● Task directions
Where a line holds the string "screenshot", return that line.
------------------------------------
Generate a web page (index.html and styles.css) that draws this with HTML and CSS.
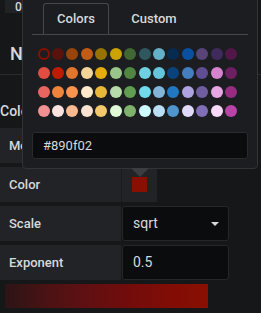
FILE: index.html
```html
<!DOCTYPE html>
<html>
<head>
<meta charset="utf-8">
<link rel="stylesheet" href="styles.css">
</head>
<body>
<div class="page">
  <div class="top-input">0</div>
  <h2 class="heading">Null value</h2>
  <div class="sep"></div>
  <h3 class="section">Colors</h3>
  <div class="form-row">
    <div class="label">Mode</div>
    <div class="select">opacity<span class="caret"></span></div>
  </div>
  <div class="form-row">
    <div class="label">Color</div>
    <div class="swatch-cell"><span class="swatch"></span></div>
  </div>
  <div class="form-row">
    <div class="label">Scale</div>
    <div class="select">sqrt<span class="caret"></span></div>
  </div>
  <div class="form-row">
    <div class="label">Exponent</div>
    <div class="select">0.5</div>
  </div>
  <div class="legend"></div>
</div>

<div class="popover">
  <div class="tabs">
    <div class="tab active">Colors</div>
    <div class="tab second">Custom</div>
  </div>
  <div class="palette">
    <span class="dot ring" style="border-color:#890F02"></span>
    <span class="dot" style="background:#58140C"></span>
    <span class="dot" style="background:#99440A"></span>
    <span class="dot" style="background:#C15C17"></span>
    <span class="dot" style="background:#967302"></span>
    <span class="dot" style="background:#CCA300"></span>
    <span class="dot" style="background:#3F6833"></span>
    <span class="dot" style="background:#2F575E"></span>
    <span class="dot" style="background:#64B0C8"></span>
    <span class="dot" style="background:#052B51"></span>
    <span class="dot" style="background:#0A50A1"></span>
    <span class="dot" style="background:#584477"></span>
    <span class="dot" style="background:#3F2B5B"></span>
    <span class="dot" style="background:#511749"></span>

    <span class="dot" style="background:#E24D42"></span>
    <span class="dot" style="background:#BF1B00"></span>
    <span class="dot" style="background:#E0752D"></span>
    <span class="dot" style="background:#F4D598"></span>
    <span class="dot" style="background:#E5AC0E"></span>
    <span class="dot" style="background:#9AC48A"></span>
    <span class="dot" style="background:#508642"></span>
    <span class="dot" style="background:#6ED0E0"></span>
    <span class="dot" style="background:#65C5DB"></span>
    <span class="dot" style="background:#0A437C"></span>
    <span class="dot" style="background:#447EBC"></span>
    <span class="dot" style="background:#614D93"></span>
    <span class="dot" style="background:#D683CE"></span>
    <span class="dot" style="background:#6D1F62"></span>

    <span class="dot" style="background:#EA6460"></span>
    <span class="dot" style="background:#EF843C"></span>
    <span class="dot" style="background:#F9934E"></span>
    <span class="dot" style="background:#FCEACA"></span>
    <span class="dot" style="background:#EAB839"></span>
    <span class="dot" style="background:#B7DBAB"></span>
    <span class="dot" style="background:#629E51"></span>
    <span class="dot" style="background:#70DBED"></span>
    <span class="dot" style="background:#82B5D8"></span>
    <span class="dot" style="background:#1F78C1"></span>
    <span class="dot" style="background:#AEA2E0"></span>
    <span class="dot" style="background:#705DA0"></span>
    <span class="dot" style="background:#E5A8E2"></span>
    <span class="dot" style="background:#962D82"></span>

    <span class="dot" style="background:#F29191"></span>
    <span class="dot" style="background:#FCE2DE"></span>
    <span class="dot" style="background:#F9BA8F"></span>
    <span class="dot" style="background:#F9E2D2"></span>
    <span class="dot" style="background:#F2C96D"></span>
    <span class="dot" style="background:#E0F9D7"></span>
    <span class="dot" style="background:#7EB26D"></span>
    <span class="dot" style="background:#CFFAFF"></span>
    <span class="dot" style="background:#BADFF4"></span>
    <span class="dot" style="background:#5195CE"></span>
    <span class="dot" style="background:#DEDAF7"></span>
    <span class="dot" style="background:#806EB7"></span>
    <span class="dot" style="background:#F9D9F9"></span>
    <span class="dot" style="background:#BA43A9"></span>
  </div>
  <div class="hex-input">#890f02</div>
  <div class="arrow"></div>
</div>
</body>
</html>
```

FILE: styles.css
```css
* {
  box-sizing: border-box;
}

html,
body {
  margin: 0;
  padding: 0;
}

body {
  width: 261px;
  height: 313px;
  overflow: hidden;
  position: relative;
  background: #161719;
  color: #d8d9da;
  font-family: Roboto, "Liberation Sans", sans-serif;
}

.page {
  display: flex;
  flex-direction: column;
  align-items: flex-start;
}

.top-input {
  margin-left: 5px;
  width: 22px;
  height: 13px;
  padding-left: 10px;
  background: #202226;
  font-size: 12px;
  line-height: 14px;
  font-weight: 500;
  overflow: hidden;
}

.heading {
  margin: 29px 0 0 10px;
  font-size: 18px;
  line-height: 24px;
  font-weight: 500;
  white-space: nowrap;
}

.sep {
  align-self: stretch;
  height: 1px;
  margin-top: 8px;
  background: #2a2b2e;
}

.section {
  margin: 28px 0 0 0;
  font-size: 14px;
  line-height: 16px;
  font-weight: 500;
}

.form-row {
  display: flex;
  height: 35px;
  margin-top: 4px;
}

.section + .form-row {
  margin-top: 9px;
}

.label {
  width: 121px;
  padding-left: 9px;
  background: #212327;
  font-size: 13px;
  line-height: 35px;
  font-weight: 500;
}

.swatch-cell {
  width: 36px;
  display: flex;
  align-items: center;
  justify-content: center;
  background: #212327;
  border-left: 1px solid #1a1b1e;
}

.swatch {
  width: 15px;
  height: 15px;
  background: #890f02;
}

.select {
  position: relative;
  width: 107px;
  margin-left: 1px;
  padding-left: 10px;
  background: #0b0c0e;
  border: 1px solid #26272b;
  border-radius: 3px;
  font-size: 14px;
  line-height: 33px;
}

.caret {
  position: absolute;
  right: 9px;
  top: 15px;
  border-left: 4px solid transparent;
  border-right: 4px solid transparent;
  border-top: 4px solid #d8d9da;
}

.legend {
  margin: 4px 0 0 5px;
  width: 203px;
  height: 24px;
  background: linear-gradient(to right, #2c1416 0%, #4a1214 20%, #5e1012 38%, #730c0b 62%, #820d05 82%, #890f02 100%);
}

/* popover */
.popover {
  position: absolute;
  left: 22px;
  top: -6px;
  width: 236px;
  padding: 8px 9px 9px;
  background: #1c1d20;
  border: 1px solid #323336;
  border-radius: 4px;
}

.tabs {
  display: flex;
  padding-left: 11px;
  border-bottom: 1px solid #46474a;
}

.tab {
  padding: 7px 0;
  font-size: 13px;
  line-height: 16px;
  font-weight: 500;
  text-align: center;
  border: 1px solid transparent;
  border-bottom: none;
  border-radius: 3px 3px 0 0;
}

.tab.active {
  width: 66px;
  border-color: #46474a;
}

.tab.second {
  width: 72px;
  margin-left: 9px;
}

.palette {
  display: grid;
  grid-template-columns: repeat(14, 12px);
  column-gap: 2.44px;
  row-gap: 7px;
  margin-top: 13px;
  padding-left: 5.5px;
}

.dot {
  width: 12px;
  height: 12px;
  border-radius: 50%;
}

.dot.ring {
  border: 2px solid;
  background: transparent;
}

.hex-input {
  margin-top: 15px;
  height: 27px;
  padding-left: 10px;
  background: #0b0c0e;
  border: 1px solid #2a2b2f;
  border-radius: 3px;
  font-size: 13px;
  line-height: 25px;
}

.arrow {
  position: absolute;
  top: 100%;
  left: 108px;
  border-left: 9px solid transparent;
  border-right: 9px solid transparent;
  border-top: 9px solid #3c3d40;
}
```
------------------------------------
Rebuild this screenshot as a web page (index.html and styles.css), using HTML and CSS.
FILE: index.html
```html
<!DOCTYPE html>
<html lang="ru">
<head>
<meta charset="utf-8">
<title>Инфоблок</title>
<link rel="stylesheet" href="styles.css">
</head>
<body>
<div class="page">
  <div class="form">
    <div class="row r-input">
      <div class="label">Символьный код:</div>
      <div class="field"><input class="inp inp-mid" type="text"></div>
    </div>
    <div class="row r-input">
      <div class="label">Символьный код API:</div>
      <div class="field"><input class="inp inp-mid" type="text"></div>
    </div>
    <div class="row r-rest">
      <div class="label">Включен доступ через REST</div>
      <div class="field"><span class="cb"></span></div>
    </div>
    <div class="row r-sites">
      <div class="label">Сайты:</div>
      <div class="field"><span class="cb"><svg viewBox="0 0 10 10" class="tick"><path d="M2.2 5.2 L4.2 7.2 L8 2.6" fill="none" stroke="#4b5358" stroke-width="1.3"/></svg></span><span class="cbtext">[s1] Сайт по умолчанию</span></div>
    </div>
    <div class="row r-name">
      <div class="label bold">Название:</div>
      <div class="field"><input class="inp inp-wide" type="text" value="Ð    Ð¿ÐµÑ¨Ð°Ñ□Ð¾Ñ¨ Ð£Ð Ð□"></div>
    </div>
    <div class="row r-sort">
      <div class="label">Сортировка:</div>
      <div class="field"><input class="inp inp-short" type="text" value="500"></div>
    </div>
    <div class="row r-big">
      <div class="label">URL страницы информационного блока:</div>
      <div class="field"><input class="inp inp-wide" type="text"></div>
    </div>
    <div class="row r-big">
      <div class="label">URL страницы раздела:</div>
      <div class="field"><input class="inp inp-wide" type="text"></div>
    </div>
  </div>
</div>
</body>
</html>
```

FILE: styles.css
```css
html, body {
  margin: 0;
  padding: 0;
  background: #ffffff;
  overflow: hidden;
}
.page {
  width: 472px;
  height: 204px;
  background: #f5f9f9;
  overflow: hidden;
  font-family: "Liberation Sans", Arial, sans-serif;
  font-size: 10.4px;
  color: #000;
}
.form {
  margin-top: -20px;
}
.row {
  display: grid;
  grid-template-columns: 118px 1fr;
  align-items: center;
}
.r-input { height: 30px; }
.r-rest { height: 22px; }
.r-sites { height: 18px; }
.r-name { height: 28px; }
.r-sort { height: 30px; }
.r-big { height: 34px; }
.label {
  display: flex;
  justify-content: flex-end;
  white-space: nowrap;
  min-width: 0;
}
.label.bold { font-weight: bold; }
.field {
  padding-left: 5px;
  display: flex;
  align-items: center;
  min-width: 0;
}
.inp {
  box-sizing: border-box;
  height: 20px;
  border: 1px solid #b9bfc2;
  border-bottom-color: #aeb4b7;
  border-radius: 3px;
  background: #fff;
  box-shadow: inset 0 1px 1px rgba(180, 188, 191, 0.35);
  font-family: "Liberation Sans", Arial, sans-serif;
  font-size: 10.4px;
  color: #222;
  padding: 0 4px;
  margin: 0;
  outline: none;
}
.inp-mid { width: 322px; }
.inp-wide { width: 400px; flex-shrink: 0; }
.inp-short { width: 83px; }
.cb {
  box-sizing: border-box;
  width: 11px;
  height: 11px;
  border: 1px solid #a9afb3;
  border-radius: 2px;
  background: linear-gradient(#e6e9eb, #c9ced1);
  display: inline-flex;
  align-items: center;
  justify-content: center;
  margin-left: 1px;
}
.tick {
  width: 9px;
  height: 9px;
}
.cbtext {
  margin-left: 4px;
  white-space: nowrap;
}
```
------------------------------------
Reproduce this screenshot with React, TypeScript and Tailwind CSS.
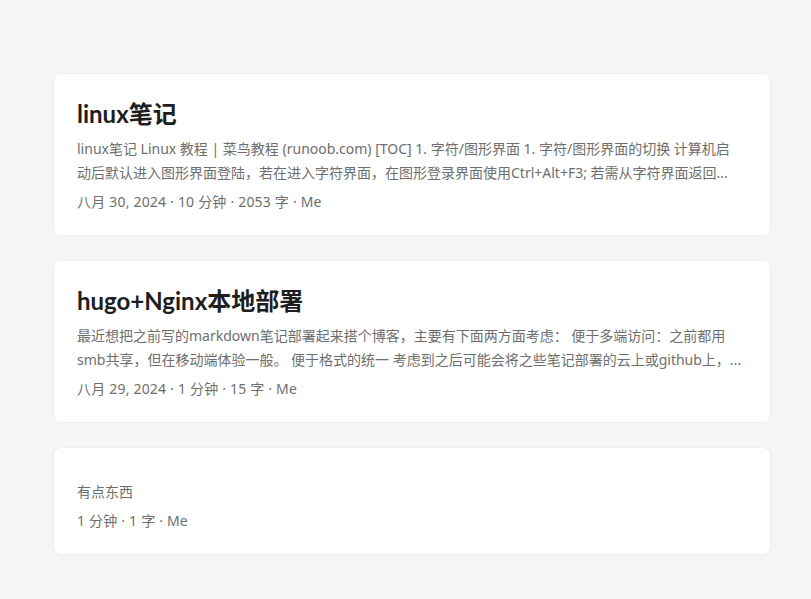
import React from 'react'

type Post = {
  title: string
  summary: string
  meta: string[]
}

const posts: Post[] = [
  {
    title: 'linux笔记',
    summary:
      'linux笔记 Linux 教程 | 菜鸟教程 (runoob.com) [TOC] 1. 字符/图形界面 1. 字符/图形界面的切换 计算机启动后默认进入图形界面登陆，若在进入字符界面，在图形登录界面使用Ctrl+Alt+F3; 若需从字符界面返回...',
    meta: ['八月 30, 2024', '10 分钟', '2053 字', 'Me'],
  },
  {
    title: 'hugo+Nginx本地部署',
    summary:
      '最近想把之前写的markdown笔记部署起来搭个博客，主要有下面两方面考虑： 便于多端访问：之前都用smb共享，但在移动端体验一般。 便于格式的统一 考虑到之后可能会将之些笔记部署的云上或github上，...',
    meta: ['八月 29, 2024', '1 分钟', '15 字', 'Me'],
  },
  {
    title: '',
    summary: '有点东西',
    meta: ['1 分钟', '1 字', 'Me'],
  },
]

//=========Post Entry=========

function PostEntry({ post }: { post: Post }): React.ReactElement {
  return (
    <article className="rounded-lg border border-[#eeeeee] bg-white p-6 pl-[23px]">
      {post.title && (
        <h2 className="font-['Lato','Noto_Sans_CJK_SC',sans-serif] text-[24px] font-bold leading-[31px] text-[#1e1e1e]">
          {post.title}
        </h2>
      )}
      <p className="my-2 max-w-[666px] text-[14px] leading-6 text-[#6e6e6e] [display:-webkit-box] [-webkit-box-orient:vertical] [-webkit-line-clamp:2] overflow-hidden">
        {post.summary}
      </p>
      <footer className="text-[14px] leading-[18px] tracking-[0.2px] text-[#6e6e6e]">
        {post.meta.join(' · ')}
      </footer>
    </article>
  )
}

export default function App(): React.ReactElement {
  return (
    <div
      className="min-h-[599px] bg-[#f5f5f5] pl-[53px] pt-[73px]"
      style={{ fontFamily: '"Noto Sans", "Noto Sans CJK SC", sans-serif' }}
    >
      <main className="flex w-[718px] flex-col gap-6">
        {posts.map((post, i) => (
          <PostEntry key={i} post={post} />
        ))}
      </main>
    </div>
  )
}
------------------------------------
● Solution to the problem
Rebuild this screenshot as a web page (index.html and styles.css), using HTML and CSS.
Reproduce this screenshot with React, TypeScript and Tailwind CSS.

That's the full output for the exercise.